Era uma cidade tranquila onde a brisa do mar sempre soprava fresca e podia-se ouvir as aves no céu e, no silêncio das madrugadas, se estivesse perto o bastante e prestasse atenção, você poderia escutar o barulho das ondas batendo contra o quebra-mar.
Foram muitas as vezes que Luciene passeou no inverno - com um casaco - observando o entardecer na orla iluminada pelos últimos raios de sol, e muitas as madrugadas - quentes - que andou pelo parque próximo à sua casa nas noites de verão.
Às vezes, sob um céu claro e cheio de estrelas e outras na chuva, que podia passar de uma leve garoa para inundação em poucos minutos. Já chegara muitas vezes ensopada em casa quando mais nova por causa do clima bipolar da cidade.
Mas nunca foi uma apreciadora do frio. Ainda mais quando combinado com fortes rajadas de vento que se agarrava a sua espinha.
Por que ainda não inventaram teletransporte? Ia diminuir tráfico, poluição, ninguém ia chegar atrasado, nem precisava passar frio! Não que eu fosse ter dinheiro pra comprar um, provavelmente seria uma fortuna... Continuou andando a passo rápido com seus devaneios.
Algum tempo depois, enfrentando o vento de frente, Luciene finalmente chegou no ponto onde entraria no cruzamento e poderia deixar que a arquitetura da cidade a protegesse.
Atravessou a faixa e entrou na avenida à direita, com o vento foi finalmente bloqueado.
Faltava apenas atravessar o parque na saída seguinte e com mais duas ruas chegaria em casa, tomaria um banho quente, vestiria um moletom e meia e dormiria até meio dia de amanhã.
Com um sentimento de ansiedade para chegar em casa, Luciene apressou o passo enquanto pensava na última semana e o que faria a seguir.
A apresentação já tinha sido feita, os preparativos para o projeto só começariam em um mês, todos os documentos e planilhas estavam organizados e não tinha nada marcado até quinta.
Por enquanto era só descansar e monitorar os feedbacks dos clientes no trabalho. Teria mais tempo para ver sua mãe também. Talvez vá dormir algumas noites por lá. Sinto falta de tomar café junto e conversar. Foi tão corrido os últimos meses que quase não pude ir lá.
A luz da lua e das estrelas podia ser vista nas profundezas do parque, onde a iluminação artificial não chegava. Alguns morcegos voavam entre as árvores e até uma coruja podia ser ouvida ao longe.

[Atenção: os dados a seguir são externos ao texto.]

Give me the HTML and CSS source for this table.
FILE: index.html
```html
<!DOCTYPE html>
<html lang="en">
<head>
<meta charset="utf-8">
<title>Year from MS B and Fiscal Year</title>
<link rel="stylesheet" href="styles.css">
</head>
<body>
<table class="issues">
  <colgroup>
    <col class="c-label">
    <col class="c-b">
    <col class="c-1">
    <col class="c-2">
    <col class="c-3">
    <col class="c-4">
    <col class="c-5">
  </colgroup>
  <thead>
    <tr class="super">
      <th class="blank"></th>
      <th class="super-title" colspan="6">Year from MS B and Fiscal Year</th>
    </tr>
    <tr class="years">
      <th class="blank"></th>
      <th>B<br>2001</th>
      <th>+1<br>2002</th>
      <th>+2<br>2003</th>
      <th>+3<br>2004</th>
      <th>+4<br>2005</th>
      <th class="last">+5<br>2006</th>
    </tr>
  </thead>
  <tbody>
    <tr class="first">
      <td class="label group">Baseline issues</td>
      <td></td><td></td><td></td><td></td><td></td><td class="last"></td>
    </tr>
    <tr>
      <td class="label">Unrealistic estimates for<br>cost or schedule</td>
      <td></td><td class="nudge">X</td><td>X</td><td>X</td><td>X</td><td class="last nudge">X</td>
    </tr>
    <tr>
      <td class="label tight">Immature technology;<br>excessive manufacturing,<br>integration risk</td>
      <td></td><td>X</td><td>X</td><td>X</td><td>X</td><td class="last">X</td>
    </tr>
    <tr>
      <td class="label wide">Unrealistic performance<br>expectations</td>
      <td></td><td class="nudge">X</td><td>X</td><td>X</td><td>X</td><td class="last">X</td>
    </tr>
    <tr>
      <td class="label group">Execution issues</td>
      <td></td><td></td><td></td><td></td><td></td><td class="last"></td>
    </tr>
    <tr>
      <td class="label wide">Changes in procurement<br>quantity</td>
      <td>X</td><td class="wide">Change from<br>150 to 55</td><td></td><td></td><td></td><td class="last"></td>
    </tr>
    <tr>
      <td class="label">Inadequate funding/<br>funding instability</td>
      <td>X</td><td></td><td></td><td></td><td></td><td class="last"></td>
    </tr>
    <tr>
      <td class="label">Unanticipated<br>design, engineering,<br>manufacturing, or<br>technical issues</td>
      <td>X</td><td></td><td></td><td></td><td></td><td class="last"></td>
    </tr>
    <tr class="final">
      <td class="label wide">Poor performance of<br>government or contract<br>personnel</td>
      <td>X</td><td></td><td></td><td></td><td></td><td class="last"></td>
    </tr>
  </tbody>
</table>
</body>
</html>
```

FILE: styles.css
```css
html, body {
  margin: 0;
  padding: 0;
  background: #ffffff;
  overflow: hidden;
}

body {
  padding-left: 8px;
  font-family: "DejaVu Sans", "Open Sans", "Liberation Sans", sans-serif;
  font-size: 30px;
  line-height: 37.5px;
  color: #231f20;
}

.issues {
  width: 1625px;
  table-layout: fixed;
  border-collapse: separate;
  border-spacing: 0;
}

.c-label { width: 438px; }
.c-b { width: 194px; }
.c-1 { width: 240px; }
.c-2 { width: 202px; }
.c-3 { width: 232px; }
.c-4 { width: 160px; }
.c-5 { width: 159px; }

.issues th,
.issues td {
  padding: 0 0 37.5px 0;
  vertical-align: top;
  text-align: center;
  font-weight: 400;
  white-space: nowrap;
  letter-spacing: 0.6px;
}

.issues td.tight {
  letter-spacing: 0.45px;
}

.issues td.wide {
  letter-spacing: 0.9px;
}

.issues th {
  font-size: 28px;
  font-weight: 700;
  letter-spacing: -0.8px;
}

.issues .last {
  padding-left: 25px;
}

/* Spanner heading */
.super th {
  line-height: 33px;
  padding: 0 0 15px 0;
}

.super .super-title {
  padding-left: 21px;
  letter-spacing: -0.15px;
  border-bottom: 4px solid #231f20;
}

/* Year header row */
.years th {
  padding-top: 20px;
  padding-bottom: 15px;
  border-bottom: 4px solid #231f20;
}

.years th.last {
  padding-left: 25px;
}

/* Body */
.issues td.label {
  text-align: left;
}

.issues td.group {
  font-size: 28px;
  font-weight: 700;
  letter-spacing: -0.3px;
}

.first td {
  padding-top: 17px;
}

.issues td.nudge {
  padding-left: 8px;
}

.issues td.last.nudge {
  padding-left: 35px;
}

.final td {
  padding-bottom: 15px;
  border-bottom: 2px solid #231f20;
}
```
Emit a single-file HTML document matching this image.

Não eram muitos os carros que circulavam a essa hora por ali, então a rua estava deserta. Esse parque sempre tem um ar misterioso durante a noite. E o sereno deixa a terra com cheiro de chuva. É tranquilizante, mesmo que a luz não alcance algumas áreas, é acolhedor...
Sentindo o ambiente, Luciene diminuiu um pouco o passo e aproveitou a sensação de aconchego do parque, até a leve brisa que batia nas suas costas parecia menos fria. Acho que perdi a sensibilidade, estou nem mais sentindo tanto frio assim.
O parque era extenso. Com quase três quarteirões de comprimento seguindo paralelo à avenida Oceania, a união de frondosas árvores e milhares de flores, que agora dormiam, contrastava com o conjunto de condomínios de alto nível do outro lado da rua.
Se aproximando do fim do caminho, passou por trás da banca de flores que ficava na calçada do parque. Mas no silêncio, Luciene ouviu algo estalando ao longe.
O barulho de galhos se quebrando e folhas sendo sacudidas se aproximou e ganhou velocidade ficando cada vez mais alto, em sua direção.
Sua mente parou de funcionar por um instante. Parou de andar e olhou confusa para a escuridão do parque. Parecia um animal correndo entre as árvores, mas o som era tão forte que não podia ser um animal pequeno. "Mas o que…?"
A origem do som estava à sua frente.
A grande sombra bloqueou a luz da lua e era ela seu objetivo.